This post is based on a (very small) part of the (dense and technical) paper Fooled by Correlation by N.N. Taleb, found at (1)

Notes on the main ideas in this post are available from Universidad de Cantabria, found at (2)

The aims of this post are to 1) introduce mutual information as a measure of similarity and 2) to show the nonlinear relationship between correlation and information my means of a relatively simple example

Introduction

A significant part of Statistical analysis is understanding how random variables are related – how much knowledge about the value of one variable tells us about the value of another. This post will consider this issue in the context of Gaussian random variables. More specifically, we will compare- and discuss the relationship between- correlation and mutual information.

Mutual Information

The Mutual Information between 2 random variables is the amount of information that one gains about a random variable by observing the value of the other. It is linked to the entropy – a key concept in Information Theory (which can be thought of as how surprised we are on average when observing a random variable – as discussed in a previous post). Mutual information, like entropy, is measured in bits. It is considered more general than correlation and handles nonlinear dependencies and discrete random variables.

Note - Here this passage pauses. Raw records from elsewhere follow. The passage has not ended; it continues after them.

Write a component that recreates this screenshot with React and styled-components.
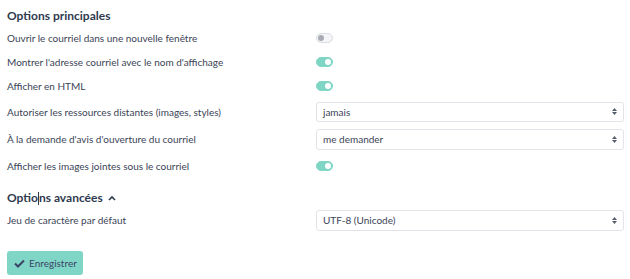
import React, { useState } from 'react';
import styled, { createGlobalStyle } from 'styled-components';

const GlobalStyle = createGlobalStyle`
  html, body {
    margin: 0;
    padding: 0;
    background: #ffffff;
  }
  body {
    font-family: Lato, "Liberation Sans", sans-serif;
    color: #3a4356;
  }
`;

const Page = styled.div`
  width: 630px;
  padding: 8px 6px 0 7px;
  box-sizing: border-box;
`;

const SectionTitle = styled.h2`
  margin: ${p => p.$top || 0}px 0 2px;
  font-size: 12px;
  font-weight: 700;
  line-height: 16px;
  color: #2f3a4f;
  display: flex;
  align-items: center;
  gap: 5px;
`;

const Caret = styled.span`
  display: inline-block;
  width: 0;
  height: 13px;
  border-left: 1px solid #2f3a4f;
  vertical-align: middle;
  margin-top: -1px;
`;

const Row = styled.div`
  display: grid;
  grid-template-columns: 309px 1fr;
  align-items: center;
  height: ${p => p.$h || 24}px;
`;

const Label = styled.label`
  font-size: 10px;
  color: #3a4356;
`;

const Track = styled.button`
  display: block;
  width: 17px;
  height: 10px;
  border-radius: 5px;
  border: 1px solid ${p => (p.$on ? '#7fd6c4' : '#dcdde2')};
  background: ${p => (p.$on ? '#7fd6c4' : '#f4f5f7')};
  padding: 0;
  position: relative;
  cursor: pointer;
  box-sizing: border-box;

  &::after {
    content: '';
    position: absolute;
    top: 1px;
    left: ${p => (p.$on ? '8px' : '1px')};
    width: 6px;
    height: 6px;
    border-radius: 50%;
    background: ${p => (p.$on ? '#ffffff' : '#a8abb3')};
  }
`;

const SelectBox = styled.div`
  height: ${p => p.$h || 20}px;
  border: 1px solid #e2e4e9;
  border-radius: 3px;
  display: flex;
  align-items: center;
  justify-content: space-between;
  padding: 0 6px;
  font-size: 10px;
  color: #3a4356;
  background: #fff;
  box-sizing: border-box;
  width: 308px;
`;

const Arrows = () => (
  <svg width="5" height="7" viewBox="0 0 5 7">
    <path d="M0 3 L2.5 0 L5 3 Z" fill="#555c6b" />
    <path d="M0 4 L2.5 7 L5 4 Z" fill="#555c6b" />
  </svg>
);

const Chevron = () => (
  <svg width="8" height="6" viewBox="0 0 8 6">
    <path d="M1 5 L4 2 L7 5" fill="none" stroke="#2f3a4f" strokeWidth="1.6" />
  </svg>
);

const SaveButton = styled.button`
  margin-top: 19px;
  display: inline-flex;
  align-items: center;
  gap: 4px;
  height: 24px;
  padding: 0 6px 0 7px;
  border: none;
  border-radius: 3px;
  background: #80d6c6;
  color: #3a4466;
  font-family: Lato, "Liberation Sans", sans-serif;
  font-size: 10px;
  cursor: pointer;
`;

const Toggle = ({ initial }) => {
  const [on, setOn] = useState(initial);
  return <Track $on={on} onClick={() => setOn(v => !v)} />;
};

const Select = ({ value, h }) => (
  <SelectBox $h={h}>
    <span>{value}</span>
    <Arrows />
  </SelectBox>
);

export default function App() {
  return (
    <Page>
      <GlobalStyle />
      <SectionTitle>Options principales</SectionTitle>
      <Row>
        <Label>Ouvrir le courriel dans une nouvelle fenêtre</Label>
        <Toggle initial={false} />
      </Row>
      <Row>
        <Label>Montrer l'adresse courriel avec le nom d'affichage</Label>
        <Toggle initial={true} />
      </Row>
      <Row>
        <Label>Afficher en HTML</Label>
        <Toggle initial={true} />
      </Row>
      <Row $h={27}>
        <Label>Autoriser les ressources distantes (images, styles)</Label>
        <Select value="jamais" />
      </Row>
      <Row $h={28}>
        <Label>À la demande d'avis d'ouverture du courriel</Label>
        <Select value="me demander" h={21} />
      </Row>
      <Row $h={26}>
        <Label>Afficher les images jointes sous le courriel</Label>
        <Toggle initial={true} />
      </Row>
      <SectionTitle $top={11}>
        <span>Optio<Caret />ns avancées</span>
        <Chevron />
      </SectionTitle>
      <Row $h={24}>
        <Label>Jeu de caractère par défaut</Label>
        <Select value="UTF-8 (Unicode)" h={21} />
      </Row>
      <SaveButton>
        <svg width="11" height="9" viewBox="0 0 11 9">
          <path d="M1 4.5 L4 7.5 L10 1.5" fill="none" stroke="#3a4466" strokeWidth="2" />
        </svg>
        Enregistrer
      </SaveButton>
    </Page>
  );
}
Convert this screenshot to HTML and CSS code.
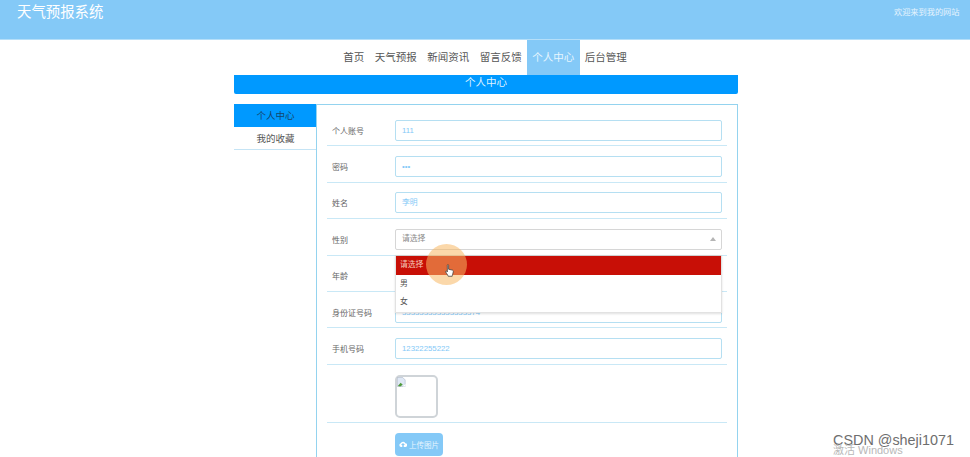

The mutual information between random variables X and Y is defined as: $MI(X_1;X_2) = D_{KL} (P(X_1,X_2)||P(X_1) \bigotimes P(X_2))$

Where $P(X_1,X_2)$ is the joint and $P(X_1)$ and $P(X_2)$ are the marginal distributions of the random variables in question. $D_{KL}$ is the Kullback-Liebner divergence between (in this case bivariate) probability distributions. We won’t go into the details of this, but in general it is a measure of similarity between distributions.

This essentially means that the mutual information is comparing the distance* between the joint distribution and the product of the marginal distributions. If this value is 0, it means that the joint distribution and the product of the marginal distributions are the same. This checks out intuitively, as that would mean that the random variables are statistically independent and therefore that knowing X gives us 0 information about Y. Considering the other extreme, a high value of the Mutual Information means that the joint and the product of the marginal distributions are very different – a lot of information is lost by considering the random variables to be independent and therefore we can conclude that the values of each random variable are related to one another.

Example: Gaussian Random Variables

Let’s have a look at an example of mutual information, this example is chosen 1) because its tractable and 2) because we can find $MI(X_1,X_2)$ in terms of the usual measure of similarity, the correlation coefficient $\rho$.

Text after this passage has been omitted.